== RECORDED DATA

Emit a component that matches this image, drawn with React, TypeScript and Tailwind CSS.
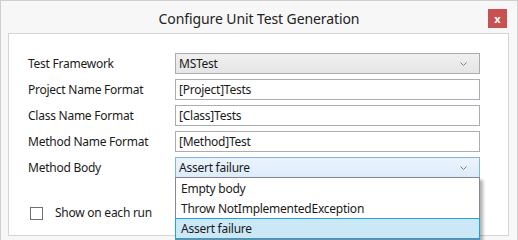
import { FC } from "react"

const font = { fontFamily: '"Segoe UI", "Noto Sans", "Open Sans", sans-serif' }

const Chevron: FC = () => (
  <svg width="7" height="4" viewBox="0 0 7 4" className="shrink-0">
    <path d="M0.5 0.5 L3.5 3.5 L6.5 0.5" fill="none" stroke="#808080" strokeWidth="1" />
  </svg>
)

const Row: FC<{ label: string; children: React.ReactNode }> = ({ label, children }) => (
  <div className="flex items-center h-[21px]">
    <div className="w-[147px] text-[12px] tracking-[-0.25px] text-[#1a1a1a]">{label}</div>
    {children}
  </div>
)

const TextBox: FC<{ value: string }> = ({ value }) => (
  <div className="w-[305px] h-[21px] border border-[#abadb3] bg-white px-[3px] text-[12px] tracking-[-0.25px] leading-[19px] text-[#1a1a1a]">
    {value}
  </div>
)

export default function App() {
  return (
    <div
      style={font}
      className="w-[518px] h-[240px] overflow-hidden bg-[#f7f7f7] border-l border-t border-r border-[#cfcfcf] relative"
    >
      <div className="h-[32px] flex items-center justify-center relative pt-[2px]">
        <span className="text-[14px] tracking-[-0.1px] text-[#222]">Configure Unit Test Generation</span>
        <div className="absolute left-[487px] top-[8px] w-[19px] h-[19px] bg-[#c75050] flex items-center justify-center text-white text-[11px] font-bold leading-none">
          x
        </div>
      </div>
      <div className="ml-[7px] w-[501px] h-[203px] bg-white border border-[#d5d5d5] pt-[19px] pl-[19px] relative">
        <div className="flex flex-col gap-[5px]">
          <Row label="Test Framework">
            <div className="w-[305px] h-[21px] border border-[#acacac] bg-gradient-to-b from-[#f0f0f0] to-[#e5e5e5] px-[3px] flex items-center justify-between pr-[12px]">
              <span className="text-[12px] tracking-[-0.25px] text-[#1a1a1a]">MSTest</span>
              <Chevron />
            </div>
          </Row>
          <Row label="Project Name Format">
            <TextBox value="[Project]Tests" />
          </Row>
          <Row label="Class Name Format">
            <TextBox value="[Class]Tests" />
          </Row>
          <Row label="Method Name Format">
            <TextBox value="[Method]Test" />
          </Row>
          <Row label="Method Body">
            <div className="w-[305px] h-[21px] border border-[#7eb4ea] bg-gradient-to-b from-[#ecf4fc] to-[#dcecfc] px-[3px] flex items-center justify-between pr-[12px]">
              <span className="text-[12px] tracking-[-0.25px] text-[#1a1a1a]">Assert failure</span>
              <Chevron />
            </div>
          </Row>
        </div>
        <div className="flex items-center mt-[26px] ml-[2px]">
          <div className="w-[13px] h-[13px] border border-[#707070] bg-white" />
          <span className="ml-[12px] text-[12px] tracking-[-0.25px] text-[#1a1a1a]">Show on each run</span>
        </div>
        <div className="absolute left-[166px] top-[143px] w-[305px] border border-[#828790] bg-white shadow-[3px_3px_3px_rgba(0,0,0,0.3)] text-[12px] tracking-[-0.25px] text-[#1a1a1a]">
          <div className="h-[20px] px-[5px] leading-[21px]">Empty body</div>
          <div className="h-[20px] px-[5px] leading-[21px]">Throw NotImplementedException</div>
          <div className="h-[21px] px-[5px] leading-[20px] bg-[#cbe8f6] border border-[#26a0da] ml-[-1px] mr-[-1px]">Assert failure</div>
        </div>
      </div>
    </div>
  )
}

====

→ **WHAT TO PRODUCE**
Return the full material word for word. Do not include the pictures.

→ **SOLUTION**
Emit a component that matches this image, drawn with React, TypeScript and Tailwind CSS.
import { FC } from "react"

const font = { fontFamily: '"Segoe UI", "Noto Sans", "Open Sans", sans-serif' }

const Chevron: FC = () => (
  <svg width="7" height="4" viewBox="0 0 7 4" className="shrink-0">
    <path d="M0.5 0.5 L3.5 3.5 L6.5 0.5" fill="none" stroke="#808080" strokeWidth="1" />
  </svg>
)

const Row: FC<{ label: string; children: React.ReactNode }> = ({ label, children }) => (
  <div className="flex items-center h-[21px]">
    <div className="w-[147px] text-[12px] tracking-[-0.25px] text-[#1a1a1a]">{label}</div>
    {children}
  </div>
)

const TextBox: FC<{ value: string }> = ({ value }) => (
  <div className="w-[305px] h-[21px] border border-[#abadb3] bg-white px-[3px] text-[12px] tracking-[-0.25px] leading-[19px] text-[#1a1a1a]">
    {value}
  </div>
)

export default function App() {
  return (
    <div
      style={font}
      className="w-[518px] h-[240px] overflow-hidden bg-[#f7f7f7] border-l border-t border-r border-[#cfcfcf] relative"
    >
      <div className="h-[32px] flex items-center justify-center relative pt-[2px]">
        <span className="text-[14px] tracking-[-0.1px] text-[#222]">Configure Unit Test Generation</span>
        <div className="absolute left-[487px] top-[8px] w-[19px] h-[19px] bg-[#c75050] flex items-center justify-center text-white text-[11px] font-bold leading-none">
          x
        </div>
      </div>
      <div className="ml-[7px] w-[501px] h-[203px] bg-white border border-[#d5d5d5] pt-[19px] pl-[19px] relative">
        <div className="flex flex-col gap-[5px]">
          <Row label="Test Framework">
            <div className="w-[305px] h-[21px] border border-[#acacac] bg-gradient-to-b from-[#f0f0f0] to-[#e5e5e5] px-[3px] flex items-center justify-between pr-[12px]">
              <span className="text-[12px] tracking-[-0.25px] text-[#1a1a1a]">MSTest</span>
              <Chevron />
            </div>
          </Row>
          <Row label="Project Name Format">
            <TextBox value="[Project]Tests" />
          </Row>
          <Row label="Class Name Format">
            <TextBox value="[Class]Tests" />
          </Row>
          <Row label="Method Name Format">
            <TextBox value="[Method]Test" />
          </Row>
          <Row label="Method Body">
            <div className="w-[305px] h-[21px] border border-[#7eb4ea] bg-gradient-to-b from-[#ecf4fc] to-[#dcecfc] px-[3px] flex items-center justify-between pr-[12px]">
              <span className="text-[12px] tracking-[-0.25px] text-[#1a1a1a]">Assert failure</span>
              <Chevron />
            </div>
          </Row>
        </div>
        <div className="flex items-center mt-[26px] ml-[2px]">
          <div className="w-[13px] h-[13px] border border-[#707070] bg-white" />
          <span className="ml-[12px] text-[12px] tracking-[-0.25px] text-[#1a1a1a]">Show on each run</span>
        </div>
        <div className="absolute left-[166px] top-[143px] w-[305px] border border-[#828790] bg-white shadow-[3px_3px_3px_rgba(0,0,0,0.3)] text-[12px] tracking-[-0.25px] text-[#1a1a1a]">
          <div className="h-[20px] px-[5px] leading-[21px]">Empty body</div>
          <div className="h-[20px] px-[5px] leading-[21px]">Throw NotImplementedException</div>
          <div className="h-[21px] px-[5px] leading-[20px] bg-[#cbe8f6] border border-[#26a0da] ml-[-1px] mr-[-1px]">Assert failure</div>
        </div>
      </div>
    </div>
  )
}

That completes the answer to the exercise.